The industry has lumped all this under “inference” for years, but the increase in context length has made it clear that, for certain cases, it’s no longer reasonable to optimize as if everything was decode. This “phase separation” approach isn’t new: academic and engineering work has long explored serving prefill and decode with different strategies to increase throughput and reduce interference between long and short requests.
This is where the “broken architecture” narrative falls short. What we’re seeing is something else: usage patterns are changing and hardware is adapting accordingly.
Software matters as much as silicon: Dynamo and state transport
Separating phases sounds good on a diagram, but it comes with significant technical costs: you need to move state (like KV cache) and coordinate which node does what, without adding latency. If the “coordination toll” eats up the savings, the idea collapses.
NVIDIA has been preparing the groundwork with Dynamo, an orchestration layer to scale inference and manage components such as routing, caching, and data transfer between stages and nodes. NVIDIA presents it as a way to “disaggregate” and optimize the production model serving process, leveraging libraries and mechanisms designed to reduce operational costs.
Viewed like this, Rubin CPX isn’t just “a weird chip without HBM,” but part of a broader package where architecture + software + platform are trying to align with the new paradigm: large contexts, multi-agent, multimodal, and with more long sessions.
Competitive pressure: TPUs, Trainium, and the “do it in-house” approach of hyperscalers
This shift isn’t happening in a vacuum. Major cloud providers have been pushing their own silicon for years to reduce dependence, control costs, and better tailor hardware to actual workloads.
- Google has been strengthening its TPU efforts, introducing Ironwood as a step toward efficiency and scalability for modern AI workloads.
- AWS has adopted a similar approach with Trainium, and Trainium 3 has been announced as generally available for training and serving models within its ecosystem.

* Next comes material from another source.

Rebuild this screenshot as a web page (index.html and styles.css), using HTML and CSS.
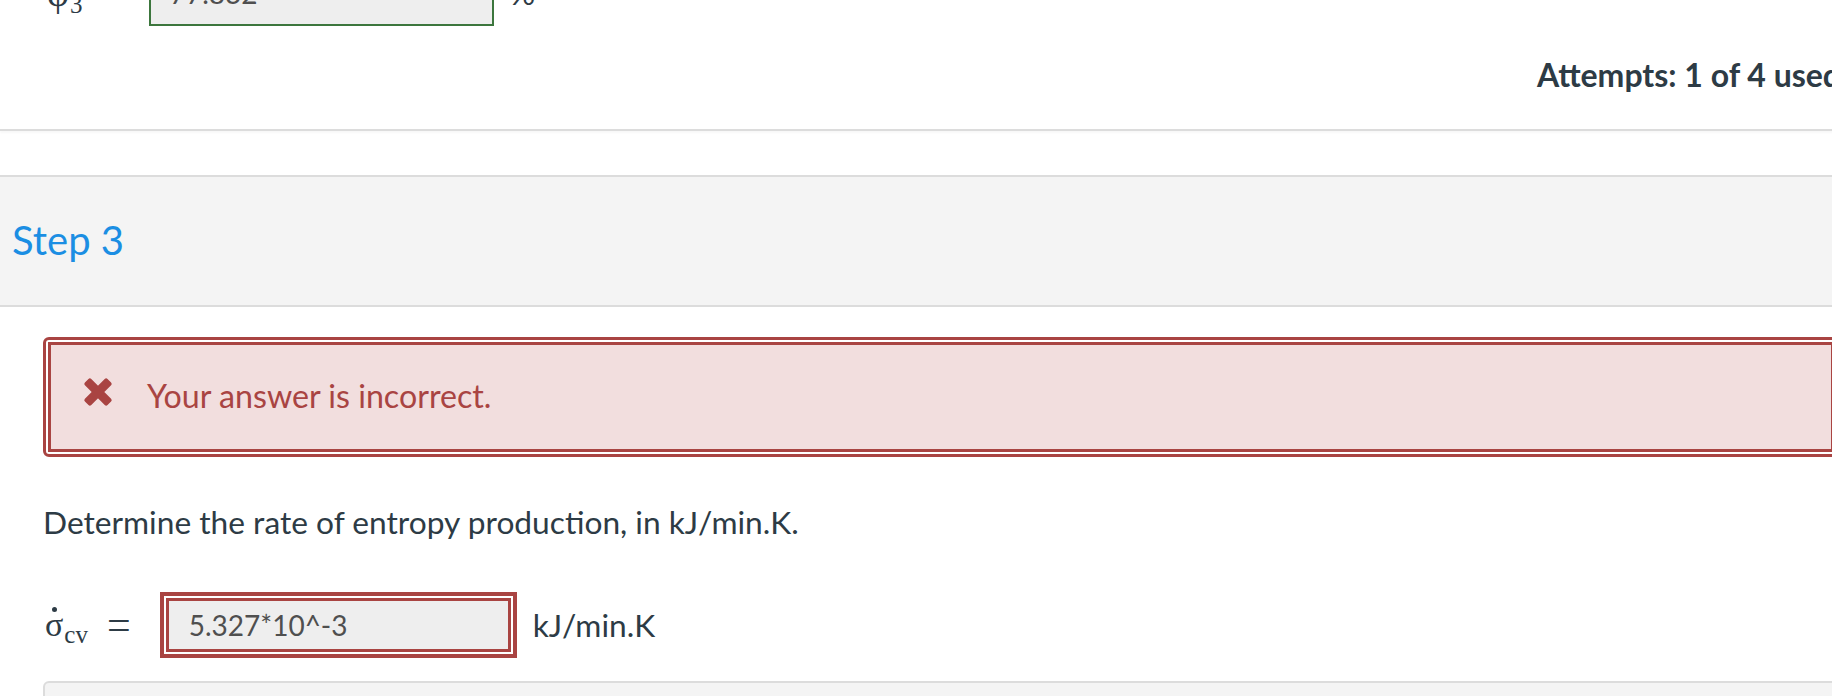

- Market dynamics also play a role: reports indicate that Meta has explored agreements to use Google TPUs for some of its computation needs—showing that even GPU-focused investors are open to diversifying if it makes economic sense.
- Large-scale collaborations between model developers and infrastructure providers reinforce the idea that “alternate silicon” is no longer niche.
Meanwhile, forecasts for inference market growth—projecting very high figures by the end of the decade—fuel the race to reduce token costs.
So, is NVIDIA “admitting” it was wrong?
What can be stated conclusively is that NVIDIA is publicly acknowledging that there are workloads where inference benefits from resource separation, and where optimizing context processing differently from generation makes sense. That’s an important shift in emphasis.
However, jumping to the conclusion that “everything earlier was wrong” is a leap. GPUs with HBM remain critical for training, many bandwidth-dominated inference scenarios, and cases where integration and internal latency (including advanced interconnects) are part of the value proposition.
What’s clear is that the market is heading toward a world where:
- long contexts are no longer exceptional,
- profitability is measured by phases, and
- clients—especially hyperscalers—demand options that avoid paying a “luxury” premium where it’s unnecessary.
Rubin CPX positions itself as a response to this trend. As always, real confirmation will come not just from speeches but from deployments, metrics, and operational results.
Frequently Asked Questions
What types of companies benefit from a “separate prefill/decode” approach?
Organizations with heavy document analytics, internal assistants with large knowledge bases, agents querying systems for minutes or hours, or workflows involving large contexts (legal, compliance, engineering, technical support).
Why is it relevant that Rubin CPX uses GDDR instead of HBM?
Because it changes the cost structure of the accelerator and its industrial availability. The goal is to tailor hardware to workloads where HBM doesn’t provide as much relative advantage as in other scenarios.
Will this make inference cheaper in the cloud?
It can help, but it’s not automatic: it depends on how the service is packaged (managed services, token pricing, reservations), on competition (TPUs/Trainium), and operational costs (network, energy, cooling).
What should an IT team watch when evaluating infrastructure for AI?
More than just the “winning model,” it’s important to look at cost per token in production, actual latency with long contexts, capacity to scale simultaneous sessions, and compatibility with hybrid architectures (GPU + vendor-specific silicon).